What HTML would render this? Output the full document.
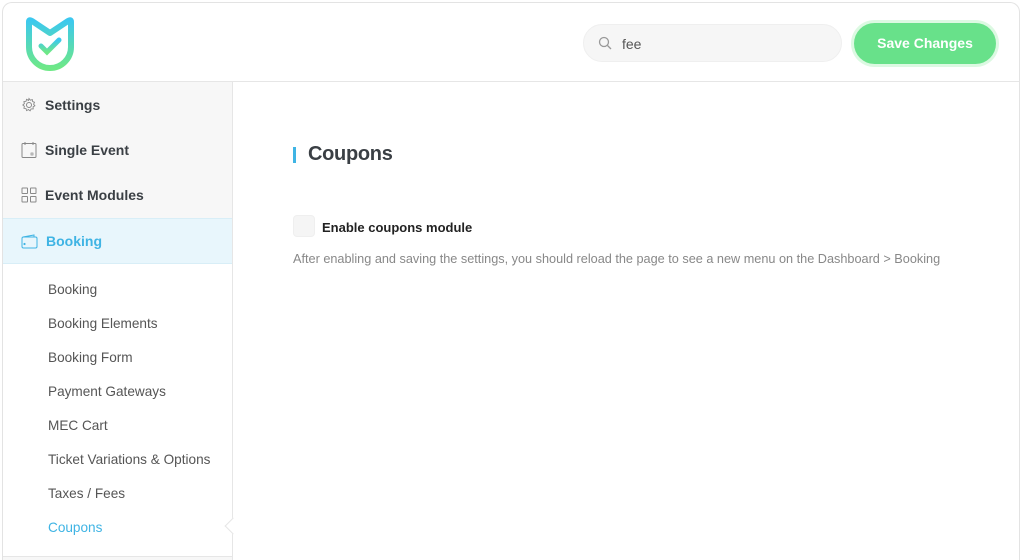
<!DOCTYPE html>
<html style="height:560px;overflow:hidden"><head><meta charset="utf-8"><style>
*{box-sizing:border-box;margin:0;padding:0}
html,body{width:1024px;height:560px;overflow:hidden}
body{background:#fff;font-family:"Liberation Sans",Arial,sans-serif;position:relative}
.frame{position:absolute;left:2px;top:2px;width:1018px;height:558px;border:1px solid #e3e3e3;border-bottom:none;border-radius:10px 10px 0 0;background:#fff;overflow:hidden}
.header{position:absolute;left:0;top:0;width:100%;height:79px;border-bottom:1px solid #e6e6e6}
.search{position:absolute;left:580px;top:21px;width:259px;height:38px;border-radius:19px;background:#f6f6f6;border:1px solid #efefef}
.search span{position:absolute;left:38px;top:11px;font-size:14px;color:#555}
.btn{position:absolute;left:851px;top:20px;width:142px;height:41px;border-radius:21px;background:#68e18a;box-shadow:0 0 0 3px #dcf9e2;color:#fff;font-weight:bold;font-size:14px;text-align:center;line-height:41px}
.side{position:absolute;left:0;top:79px;width:230px;height:478px;background:#fff;border-right:1px solid #e6e6e6;overflow:hidden}
.top{background:#f7f7f7;height:136px}
.it{height:45px;display:flex;align-items:center;padding-left:18px;font-size:14px;font-weight:bold;color:#3a3f44}
.it svg{margin-right:8px}
.act{height:46px;background:#e8f6fc;border-top:1px solid #d8eef7;border-bottom:1px solid #d8eef7;color:#3fb4e4;display:flex;align-items:center;padding-left:18px;font-size:14px;font-weight:bold}
.act svg{margin-right:8px}
.sub{padding-top:9px}
.sub div{height:34px;line-height:34px;padding-left:45px;font-size:13.6px;color:#555}
.sub .on{color:#3fb4e4}
.bot{position:absolute;left:0;top:474px;width:230px;height:4px;border-top:1px solid #e6e6e6;background:#f7f7f7}
.notch{position:absolute;left:224px;top:517px;width:12px;height:12px;background:#fff;border-left:1px solid #e6e6e6;border-bottom:1px solid #e6e6e6;transform:rotate(45deg)}
h2{position:absolute;left:305px;top:140px;font-size:20px;font-weight:bold;color:#3a3f44;letter-spacing:-.3px}
.bar{position:absolute;left:290px;top:144px;width:3px;height:16px;background:#3fb4e4}
.cb{position:absolute;left:290px;top:212px;width:22px;height:22px;border-radius:4px;background:#f5f5f5;border:1px solid #efefef}
.lbl{position:absolute;left:319px;top:217px;font-size:13px;font-weight:bold;color:#222}
.desc{position:absolute;left:290px;top:249px;font-size:12.7px;color:#888}
</style></head><body>
<div class="frame">
<div class="header">
<svg style="position:absolute;left:21px;top:14px" width="52" height="54" viewBox="0 0 52 54"><defs><linearGradient id="g" x1="0" y1="0" x2="0" y2="1"><stop offset="0" stop-color="#3cc8ef"/><stop offset="1" stop-color="#6ee887"/></linearGradient></defs><path d="M5 5 Q5 2 8 4 L26 16 L44 4 Q47 2 47 5 V30 A21 21 0 0 1 5 30 Z" fill="none" stroke="url(#g)" stroke-width="6" stroke-linejoin="round"/><path d="M17 29 L23 35 L35 23" fill="none" stroke="url(#g)" stroke-width="5" stroke-linecap="round"/></svg>
<div class="search"><svg style="position:absolute;left:14px;top:11px" width="14" height="14" viewBox="0 0 14 14"><circle cx="6" cy="6" r="4.5" fill="none" stroke="#999" stroke-width="1.3"/><path d="M9.5 9.5 L13 13" stroke="#999" stroke-width="1.3"/></svg><span>fee</span></div>
<div class="btn">Save Changes</div>
</div>
<div class="side">
<div class="top">
<div class="it"><svg width="16" height="16" viewBox="0 0 16 16"><circle cx="8" cy="8" r="2.5" fill="none" stroke="#888"/><path d="M8 1.5 L9.3 3.2 L11.3 2.6 L11.6 4.6 L13.5 5.3 L12.6 7.2 L13.9 8.8 L12.1 9.8 L12.2 11.9 L10.1 11.9 L9.1 13.8 L7.5 12.5 L5.6 13.6 L5 11.6 L2.9 11.3 L3.4 9.3 L1.8 8 L3.4 6.6 L2.9 4.6 L5 4.3 L5.6 2.3 L7.5 3.4 Z" fill="none" stroke="#888" stroke-width=".9"/></svg>Settings</div>
<div class="it"><svg width="16" height="18" viewBox="0 0 16 18"><rect x="1" y="2.5" width="14" height="14" rx="1" fill="none" stroke="#888"/><path d="M4 1v3M12 1v3" stroke="#888"/><rect x="10" y="12" width="2" height="2" fill="none" stroke="#888" stroke-width=".7"/></svg>Single Event</div>
<div class="it"><svg width="16" height="16" viewBox="0 0 16 16" fill="none" stroke="#888"><rect x="1" y="1" width="5.5" height="5.5" rx=".5"/><rect x="9.5" y="1" width="5.5" height="5.5" rx=".5"/><rect x="1" y="9.5" width="5.5" height="5.5" rx=".5"/><rect x="9.5" y="9.5" width="5.5" height="5.5" rx=".5"/></svg>Event Modules</div>
</div>
<div class="act"><svg width="17" height="15" viewBox="0 0 17 15" fill="none" stroke="#3fb4e4"><rect x="1" y="3" width="15" height="11" rx="1.5"/><path d="M2 3 L13 1 L13 3"/><circle cx="3.5" cy="10" r=".6" fill="#3fb4e4"/></svg>Booking</div>
<div class="sub">
<div>Booking</div><div>Booking Elements</div><div>Booking Form</div><div>Payment Gateways</div><div>MEC Cart</div><div>Ticket Variations &amp; Options</div><div>Taxes / Fees</div><div class="on">Coupons</div>
</div>
<div class="bot"></div>
</div>
<div class="notch"></div>
<div class="bar"></div>
<h2>Coupons</h2>
<div class="cb"></div>
<div class="lbl">Enable coupons module</div>
<div class="desc">After enabling and saving the settings, you should reload the page to see a new menu on the Dashboard &gt; Booking</div>
</div>
</body></html>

##########

## Requirement
Return the listing above word for word, with the pictures removed.

## Task response
What HTML would render this? Output the full document.
<!DOCTYPE html>
<html style="height:560px;overflow:hidden"><head><meta charset="utf-8"><style>
*{box-sizing:border-box;margin:0;padding:0}
html,body{width:1024px;height:560px;overflow:hidden}
body{background:#fff;font-family:"Liberation Sans",Arial,sans-serif;position:relative}
.frame{position:absolute;left:2px;top:2px;width:1018px;height:558px;border:1px solid #e3e3e3;border-bottom:none;border-radius:10px 10px 0 0;background:#fff;overflow:hidden}
.header{position:absolute;left:0;top:0;width:100%;height:79px;border-bottom:1px solid #e6e6e6}
.search{position:absolute;left:580px;top:21px;width:259px;height:38px;border-radius:19px;background:#f6f6f6;border:1px solid #efefef}
.search span{position:absolute;left:38px;top:11px;font-size:14px;color:#555}
.btn{position:absolute;left:851px;top:20px;width:142px;height:41px;border-radius:21px;background:#68e18a;box-shadow:0 0 0 3px #dcf9e2;color:#fff;font-weight:bold;font-size:14px;text-align:center;line-height:41px}
.side{position:absolute;left:0;top:79px;width:230px;height:478px;background:#fff;border-right:1px solid #e6e6e6;overflow:hidden}
.top{background:#f7f7f7;height:136px}
.it{height:45px;display:flex;align-items:center;padding-left:18px;font-size:14px;font-weight:bold;color:#3a3f44}
.it svg{margin-right:8px}
.act{height:46px;background:#e8f6fc;border-top:1px solid #d8eef7;border-bottom:1px solid #d8eef7;color:#3fb4e4;display:flex;align-items:center;padding-left:18px;font-size:14px;font-weight:bold}
.act svg{margin-right:8px}
.sub{padding-top:9px}
.sub div{height:34px;line-height:34px;padding-left:45px;font-size:13.6px;color:#555}
.sub .on{color:#3fb4e4}
.bot{position:absolute;left:0;top:474px;width:230px;height:4px;border-top:1px solid #e6e6e6;background:#f7f7f7}
.notch{position:absolute;left:224px;top:517px;width:12px;height:12px;background:#fff;border-left:1px solid #e6e6e6;border-bottom:1px solid #e6e6e6;transform:rotate(45deg)}
h2{position:absolute;left:305px;top:140px;font-size:20px;font-weight:bold;color:#3a3f44;letter-spacing:-.3px}
.bar{position:absolute;left:290px;top:144px;width:3px;height:16px;background:#3fb4e4}
.cb{position:absolute;left:290px;top:212px;width:22px;height:22px;border-radius:4px;background:#f5f5f5;border:1px solid #efefef}
.lbl{position:absolute;left:319px;top:217px;font-size:13px;font-weight:bold;color:#222}
.desc{position:absolute;left:290px;top:249px;font-size:12.7px;color:#888}
</style></head><body>
<div class="frame">
<div class="header">
<svg style="position:absolute;left:21px;top:14px" width="52" height="54" viewBox="0 0 52 54"><defs><linearGradient id="g" x1="0" y1="0" x2="0" y2="1"><stop offset="0" stop-color="#3cc8ef"/><stop offset="1" stop-color="#6ee887"/></linearGradient></defs><path d="M5 5 Q5 2 8 4 L26 16 L44 4 Q47 2 47 5 V30 A21 21 0 0 1 5 30 Z" fill="none" stroke="url(#g)" stroke-width="6" stroke-linejoin="round"/><path d="M17 29 L23 35 L35 23" fill="none" stroke="url(#g)" stroke-width="5" stroke-linecap="round"/></svg>
<div class="search"><svg style="position:absolute;left:14px;top:11px" width="14" height="14" viewBox="0 0 14 14"><circle cx="6" cy="6" r="4.5" fill="none" stroke="#999" stroke-width="1.3"/><path d="M9.5 9.5 L13 13" stroke="#999" stroke-width="1.3"/></svg><span>fee</span></div>
<div class="btn">Save Changes</div>
</div>
<div class="side">
<div class="top">
<div class="it"><svg width="16" height="16" viewBox="0 0 16 16"><circle cx="8" cy="8" r="2.5" fill="none" stroke="#888"/><path d="M8 1.5 L9.3 3.2 L11.3 2.6 L11.6 4.6 L13.5 5.3 L12.6 7.2 L13.9 8.8 L12.1 9.8 L12.2 11.9 L10.1 11.9 L9.1 13.8 L7.5 12.5 L5.6 13.6 L5 11.6 L2.9 11.3 L3.4 9.3 L1.8 8 L3.4 6.6 L2.9 4.6 L5 4.3 L5.6 2.3 L7.5 3.4 Z" fill="none" stroke="#888" stroke-width=".9"/></svg>Settings</div>
<div class="it"><svg width="16" height="18" viewBox="0 0 16 18"><rect x="1" y="2.5" width="14" height="14" rx="1" fill="none" stroke="#888"/><path d="M4 1v3M12 1v3" stroke="#888"/><rect x="10" y="12" width="2" height="2" fill="none" stroke="#888" stroke-width=".7"/></svg>Single Event</div>
<div class="it"><svg width="16" height="16" viewBox="0 0 16 16" fill="none" stroke="#888"><rect x="1" y="1" width="5.5" height="5.5" rx=".5"/><rect x="9.5" y="1" width="5.5" height="5.5" rx=".5"/><rect x="1" y="9.5" width="5.5" height="5.5" rx=".5"/><rect x="9.5" y="9.5" width="5.5" height="5.5" rx=".5"/></svg>Event Modules</div>
</div>
<div class="act"><svg width="17" height="15" viewBox="0 0 17 15" fill="none" stroke="#3fb4e4"><rect x="1" y="3" width="15" height="11" rx="1.5"/><path d="M2 3 L13 1 L13 3"/><circle cx="3.5" cy="10" r=".6" fill="#3fb4e4"/></svg>Booking</div>
<div class="sub">
<div>Booking</div><div>Booking Elements</div><div>Booking Form</div><div>Payment Gateways</div><div>MEC Cart</div><div>Ticket Variations &amp; Options</div><div>Taxes / Fees</div><div class="on">Coupons</div>
</div>
<div class="bot"></div>
</div>
<div class="notch"></div>
<div class="bar"></div>
<h2>Coupons</h2>
<div class="cb"></div>
<div class="lbl">Enable coupons module</div>
<div class="desc">After enabling and saving the settings, you should reload the page to see a new menu on the Dashboard &gt; Booking</div>
</div>
</body></html>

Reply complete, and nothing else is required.